┏━━

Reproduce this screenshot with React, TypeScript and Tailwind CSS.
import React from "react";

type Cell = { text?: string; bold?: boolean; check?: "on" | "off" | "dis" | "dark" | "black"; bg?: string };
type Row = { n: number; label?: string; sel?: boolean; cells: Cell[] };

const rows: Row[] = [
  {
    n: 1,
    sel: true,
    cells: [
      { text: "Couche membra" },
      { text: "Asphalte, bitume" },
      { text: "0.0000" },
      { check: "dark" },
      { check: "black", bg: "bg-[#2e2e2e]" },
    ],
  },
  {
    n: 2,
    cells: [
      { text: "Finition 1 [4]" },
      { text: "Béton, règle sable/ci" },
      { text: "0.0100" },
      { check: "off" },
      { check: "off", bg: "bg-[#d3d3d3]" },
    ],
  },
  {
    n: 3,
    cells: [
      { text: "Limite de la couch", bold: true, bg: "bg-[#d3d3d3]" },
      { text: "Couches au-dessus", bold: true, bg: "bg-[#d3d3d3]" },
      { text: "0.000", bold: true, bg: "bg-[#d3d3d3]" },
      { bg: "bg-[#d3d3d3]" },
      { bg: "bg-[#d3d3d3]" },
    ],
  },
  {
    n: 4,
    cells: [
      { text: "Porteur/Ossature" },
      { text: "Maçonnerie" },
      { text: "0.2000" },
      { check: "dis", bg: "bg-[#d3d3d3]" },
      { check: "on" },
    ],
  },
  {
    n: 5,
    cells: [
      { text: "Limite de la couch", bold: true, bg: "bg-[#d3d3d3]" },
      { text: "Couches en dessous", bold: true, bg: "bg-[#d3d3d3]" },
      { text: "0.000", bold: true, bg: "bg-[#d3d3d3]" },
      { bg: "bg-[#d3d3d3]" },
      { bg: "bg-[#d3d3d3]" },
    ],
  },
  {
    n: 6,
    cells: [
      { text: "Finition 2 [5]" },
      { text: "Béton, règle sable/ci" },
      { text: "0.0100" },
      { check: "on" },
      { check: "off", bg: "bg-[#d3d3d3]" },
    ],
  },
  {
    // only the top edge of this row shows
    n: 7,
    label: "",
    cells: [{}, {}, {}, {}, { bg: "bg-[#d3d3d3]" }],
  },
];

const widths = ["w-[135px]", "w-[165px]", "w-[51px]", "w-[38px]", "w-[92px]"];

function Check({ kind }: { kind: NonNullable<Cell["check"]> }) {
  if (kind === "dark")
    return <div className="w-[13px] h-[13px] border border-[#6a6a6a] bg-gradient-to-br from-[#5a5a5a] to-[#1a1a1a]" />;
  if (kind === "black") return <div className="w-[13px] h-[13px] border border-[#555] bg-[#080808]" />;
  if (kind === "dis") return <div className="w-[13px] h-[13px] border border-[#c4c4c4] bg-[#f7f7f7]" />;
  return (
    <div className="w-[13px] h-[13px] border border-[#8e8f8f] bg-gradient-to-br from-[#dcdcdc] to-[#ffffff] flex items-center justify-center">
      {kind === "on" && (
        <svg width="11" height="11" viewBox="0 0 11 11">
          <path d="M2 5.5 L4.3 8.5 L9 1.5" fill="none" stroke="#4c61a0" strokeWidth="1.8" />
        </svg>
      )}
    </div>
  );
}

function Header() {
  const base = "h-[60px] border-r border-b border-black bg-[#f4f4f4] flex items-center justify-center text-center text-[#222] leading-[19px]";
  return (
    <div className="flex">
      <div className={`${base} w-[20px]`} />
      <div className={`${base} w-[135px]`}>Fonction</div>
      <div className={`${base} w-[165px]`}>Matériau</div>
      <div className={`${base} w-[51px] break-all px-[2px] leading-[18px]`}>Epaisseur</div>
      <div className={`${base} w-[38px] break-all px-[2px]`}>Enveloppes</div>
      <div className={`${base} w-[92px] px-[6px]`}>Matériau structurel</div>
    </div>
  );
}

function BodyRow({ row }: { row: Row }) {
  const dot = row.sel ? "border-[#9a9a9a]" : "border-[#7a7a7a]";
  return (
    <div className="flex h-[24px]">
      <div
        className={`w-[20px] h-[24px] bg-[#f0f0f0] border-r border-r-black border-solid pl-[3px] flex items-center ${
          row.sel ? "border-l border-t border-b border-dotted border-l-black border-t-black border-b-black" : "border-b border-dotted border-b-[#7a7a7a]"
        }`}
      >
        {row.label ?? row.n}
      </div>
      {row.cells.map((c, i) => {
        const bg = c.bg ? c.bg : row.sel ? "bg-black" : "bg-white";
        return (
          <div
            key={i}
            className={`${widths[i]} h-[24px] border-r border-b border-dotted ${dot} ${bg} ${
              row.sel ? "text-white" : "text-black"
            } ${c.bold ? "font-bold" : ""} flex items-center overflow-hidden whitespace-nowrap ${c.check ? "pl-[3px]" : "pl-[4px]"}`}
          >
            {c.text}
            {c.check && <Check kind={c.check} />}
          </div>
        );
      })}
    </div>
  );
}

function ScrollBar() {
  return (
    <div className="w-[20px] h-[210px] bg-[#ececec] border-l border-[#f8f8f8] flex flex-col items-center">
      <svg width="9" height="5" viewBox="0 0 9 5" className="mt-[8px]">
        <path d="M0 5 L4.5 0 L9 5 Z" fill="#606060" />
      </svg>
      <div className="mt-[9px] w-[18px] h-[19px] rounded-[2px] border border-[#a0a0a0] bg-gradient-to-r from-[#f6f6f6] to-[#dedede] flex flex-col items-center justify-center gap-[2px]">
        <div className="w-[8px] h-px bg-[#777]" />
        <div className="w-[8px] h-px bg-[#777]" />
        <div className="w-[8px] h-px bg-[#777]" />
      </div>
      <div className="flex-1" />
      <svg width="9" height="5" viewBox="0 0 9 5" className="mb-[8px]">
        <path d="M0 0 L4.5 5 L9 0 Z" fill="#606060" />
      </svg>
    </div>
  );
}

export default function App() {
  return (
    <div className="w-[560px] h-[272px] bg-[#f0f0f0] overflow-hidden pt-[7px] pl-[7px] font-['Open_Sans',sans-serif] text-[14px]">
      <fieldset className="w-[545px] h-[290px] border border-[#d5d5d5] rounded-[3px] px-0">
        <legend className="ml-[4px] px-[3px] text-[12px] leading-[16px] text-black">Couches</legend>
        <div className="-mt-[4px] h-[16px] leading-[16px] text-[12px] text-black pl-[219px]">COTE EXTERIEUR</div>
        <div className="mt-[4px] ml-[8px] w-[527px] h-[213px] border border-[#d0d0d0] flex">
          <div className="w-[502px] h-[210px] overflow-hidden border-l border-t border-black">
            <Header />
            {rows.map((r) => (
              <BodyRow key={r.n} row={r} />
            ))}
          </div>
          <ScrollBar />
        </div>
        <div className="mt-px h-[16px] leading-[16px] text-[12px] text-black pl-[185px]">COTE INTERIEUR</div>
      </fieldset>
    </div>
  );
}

┗━━
┏━━

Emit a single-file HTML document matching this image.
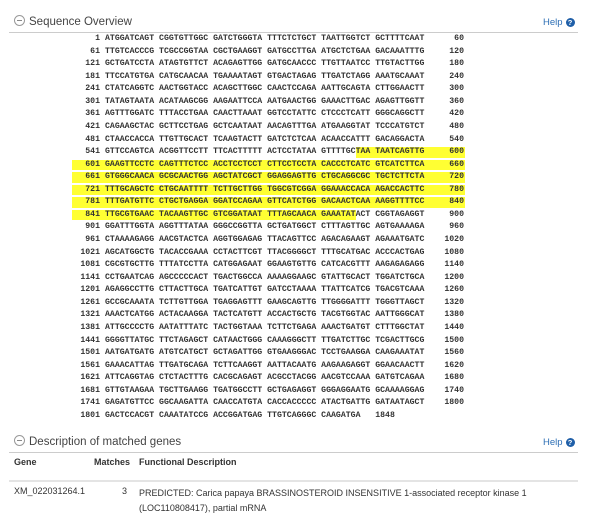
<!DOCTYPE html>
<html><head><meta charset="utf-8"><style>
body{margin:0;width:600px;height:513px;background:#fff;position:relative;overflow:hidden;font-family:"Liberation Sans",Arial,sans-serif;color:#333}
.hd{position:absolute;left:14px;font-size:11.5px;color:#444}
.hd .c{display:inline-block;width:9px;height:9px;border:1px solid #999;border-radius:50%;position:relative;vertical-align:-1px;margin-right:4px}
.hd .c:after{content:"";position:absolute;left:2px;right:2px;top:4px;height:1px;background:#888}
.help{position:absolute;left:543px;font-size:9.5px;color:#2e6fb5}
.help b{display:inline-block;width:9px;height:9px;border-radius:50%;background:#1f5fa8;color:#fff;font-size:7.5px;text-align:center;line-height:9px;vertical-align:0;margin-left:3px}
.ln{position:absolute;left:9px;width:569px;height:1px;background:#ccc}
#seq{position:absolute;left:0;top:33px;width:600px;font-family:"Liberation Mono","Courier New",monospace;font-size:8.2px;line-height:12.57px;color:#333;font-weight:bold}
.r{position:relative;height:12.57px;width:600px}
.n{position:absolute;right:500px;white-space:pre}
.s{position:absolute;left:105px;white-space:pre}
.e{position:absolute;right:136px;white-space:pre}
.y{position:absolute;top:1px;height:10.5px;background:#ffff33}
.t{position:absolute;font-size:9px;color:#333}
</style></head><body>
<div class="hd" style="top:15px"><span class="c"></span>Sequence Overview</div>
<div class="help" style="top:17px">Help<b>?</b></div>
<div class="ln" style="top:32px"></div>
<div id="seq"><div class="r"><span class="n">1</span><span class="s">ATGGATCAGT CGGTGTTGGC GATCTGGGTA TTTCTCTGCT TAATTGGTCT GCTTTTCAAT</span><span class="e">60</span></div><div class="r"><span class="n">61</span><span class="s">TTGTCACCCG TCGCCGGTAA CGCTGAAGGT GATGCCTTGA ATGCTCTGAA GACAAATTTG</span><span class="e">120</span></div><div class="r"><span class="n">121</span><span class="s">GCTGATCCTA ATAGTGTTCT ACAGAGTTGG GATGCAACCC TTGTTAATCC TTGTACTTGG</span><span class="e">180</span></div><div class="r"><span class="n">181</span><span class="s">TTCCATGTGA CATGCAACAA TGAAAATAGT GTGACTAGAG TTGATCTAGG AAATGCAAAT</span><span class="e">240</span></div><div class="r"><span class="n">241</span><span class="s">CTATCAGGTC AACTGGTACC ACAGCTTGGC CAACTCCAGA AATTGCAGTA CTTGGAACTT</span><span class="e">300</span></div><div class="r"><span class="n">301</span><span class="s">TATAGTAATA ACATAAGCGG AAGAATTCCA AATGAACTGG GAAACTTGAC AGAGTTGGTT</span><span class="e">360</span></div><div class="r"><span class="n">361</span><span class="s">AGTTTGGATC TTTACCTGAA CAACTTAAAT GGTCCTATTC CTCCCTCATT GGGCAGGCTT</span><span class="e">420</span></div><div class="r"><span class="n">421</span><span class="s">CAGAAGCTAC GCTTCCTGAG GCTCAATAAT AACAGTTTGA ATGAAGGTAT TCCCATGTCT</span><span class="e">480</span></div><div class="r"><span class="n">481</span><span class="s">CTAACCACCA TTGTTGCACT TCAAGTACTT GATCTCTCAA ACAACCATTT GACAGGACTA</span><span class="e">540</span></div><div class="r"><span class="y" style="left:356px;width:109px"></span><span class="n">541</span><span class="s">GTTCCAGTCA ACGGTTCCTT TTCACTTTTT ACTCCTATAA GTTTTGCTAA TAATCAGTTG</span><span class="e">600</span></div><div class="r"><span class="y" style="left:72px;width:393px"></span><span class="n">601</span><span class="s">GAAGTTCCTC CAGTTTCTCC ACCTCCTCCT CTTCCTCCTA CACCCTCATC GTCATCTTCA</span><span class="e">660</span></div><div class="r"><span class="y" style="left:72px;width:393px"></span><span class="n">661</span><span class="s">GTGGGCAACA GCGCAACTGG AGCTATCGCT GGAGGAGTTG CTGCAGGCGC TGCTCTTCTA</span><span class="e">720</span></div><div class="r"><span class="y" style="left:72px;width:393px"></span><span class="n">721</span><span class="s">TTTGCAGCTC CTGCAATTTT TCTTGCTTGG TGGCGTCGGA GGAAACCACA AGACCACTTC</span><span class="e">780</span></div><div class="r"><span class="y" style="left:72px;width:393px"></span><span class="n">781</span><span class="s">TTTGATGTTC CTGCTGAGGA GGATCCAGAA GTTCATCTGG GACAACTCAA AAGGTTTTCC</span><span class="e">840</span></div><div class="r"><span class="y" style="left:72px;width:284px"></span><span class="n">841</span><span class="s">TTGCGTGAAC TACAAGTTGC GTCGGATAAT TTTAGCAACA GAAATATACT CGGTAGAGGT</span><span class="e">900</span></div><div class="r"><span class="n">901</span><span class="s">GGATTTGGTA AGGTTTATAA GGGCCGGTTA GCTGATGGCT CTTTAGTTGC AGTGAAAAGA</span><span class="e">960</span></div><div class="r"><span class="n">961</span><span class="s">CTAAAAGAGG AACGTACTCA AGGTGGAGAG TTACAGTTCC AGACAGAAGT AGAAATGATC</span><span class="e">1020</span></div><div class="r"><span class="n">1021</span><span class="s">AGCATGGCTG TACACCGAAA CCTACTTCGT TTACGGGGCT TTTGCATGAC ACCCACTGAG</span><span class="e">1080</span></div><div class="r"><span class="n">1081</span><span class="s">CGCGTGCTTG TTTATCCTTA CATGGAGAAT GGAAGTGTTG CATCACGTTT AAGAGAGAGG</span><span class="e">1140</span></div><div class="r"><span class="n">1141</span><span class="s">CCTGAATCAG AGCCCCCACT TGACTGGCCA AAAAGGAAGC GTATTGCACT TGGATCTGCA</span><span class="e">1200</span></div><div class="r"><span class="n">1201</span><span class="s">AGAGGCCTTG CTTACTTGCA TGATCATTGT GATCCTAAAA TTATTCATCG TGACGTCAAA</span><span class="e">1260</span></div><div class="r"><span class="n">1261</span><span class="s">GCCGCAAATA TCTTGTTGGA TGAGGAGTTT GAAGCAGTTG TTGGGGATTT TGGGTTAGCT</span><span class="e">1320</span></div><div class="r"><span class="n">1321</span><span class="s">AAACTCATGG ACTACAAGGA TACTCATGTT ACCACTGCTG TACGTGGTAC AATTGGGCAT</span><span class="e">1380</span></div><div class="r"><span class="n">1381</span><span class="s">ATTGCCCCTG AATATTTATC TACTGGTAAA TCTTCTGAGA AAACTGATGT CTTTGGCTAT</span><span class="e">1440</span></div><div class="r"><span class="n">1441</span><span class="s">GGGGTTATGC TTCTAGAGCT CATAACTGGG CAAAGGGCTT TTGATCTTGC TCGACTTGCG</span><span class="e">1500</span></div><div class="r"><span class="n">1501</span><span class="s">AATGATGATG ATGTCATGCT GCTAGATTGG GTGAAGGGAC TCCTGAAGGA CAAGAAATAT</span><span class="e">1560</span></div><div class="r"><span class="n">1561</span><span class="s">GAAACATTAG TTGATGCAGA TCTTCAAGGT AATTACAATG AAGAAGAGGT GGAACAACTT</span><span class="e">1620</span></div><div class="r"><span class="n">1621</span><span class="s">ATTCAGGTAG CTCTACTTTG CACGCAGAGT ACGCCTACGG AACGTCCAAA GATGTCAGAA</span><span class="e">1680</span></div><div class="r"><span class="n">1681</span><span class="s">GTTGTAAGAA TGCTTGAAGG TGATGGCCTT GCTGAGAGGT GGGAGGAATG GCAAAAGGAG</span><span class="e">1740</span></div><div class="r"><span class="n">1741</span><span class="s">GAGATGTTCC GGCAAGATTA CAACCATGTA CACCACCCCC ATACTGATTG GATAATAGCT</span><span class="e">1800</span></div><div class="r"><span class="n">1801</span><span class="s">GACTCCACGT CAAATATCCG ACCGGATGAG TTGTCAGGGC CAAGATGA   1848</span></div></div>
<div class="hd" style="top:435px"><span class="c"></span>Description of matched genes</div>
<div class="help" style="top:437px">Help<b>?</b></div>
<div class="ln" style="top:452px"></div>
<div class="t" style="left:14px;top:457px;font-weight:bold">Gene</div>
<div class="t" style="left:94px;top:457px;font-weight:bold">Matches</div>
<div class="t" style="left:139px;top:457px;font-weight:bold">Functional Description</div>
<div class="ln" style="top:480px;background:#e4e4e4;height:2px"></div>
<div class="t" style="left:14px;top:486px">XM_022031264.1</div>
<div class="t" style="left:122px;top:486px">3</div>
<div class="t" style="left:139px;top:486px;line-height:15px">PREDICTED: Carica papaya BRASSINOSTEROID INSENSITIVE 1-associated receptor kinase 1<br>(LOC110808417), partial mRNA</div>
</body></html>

┗━━

** WHAT THE TASK REQUIRES **
From the line containing "Reproduce this screenshot" down to the line containing "number; label?: string;" in the material above, reproduce every line exactly, including the two end lines.

** PROBLEM SOLUTION **
Reproduce this screenshot with React, TypeScript and Tailwind CSS.
import React from "react";

type Cell = { text?: string; bold?: boolean; check?: "on" | "off" | "dis" | "dark" | "black"; bg?: string };
type Row = { n: number; label?: string; sel?: boolean; cells: Cell[] };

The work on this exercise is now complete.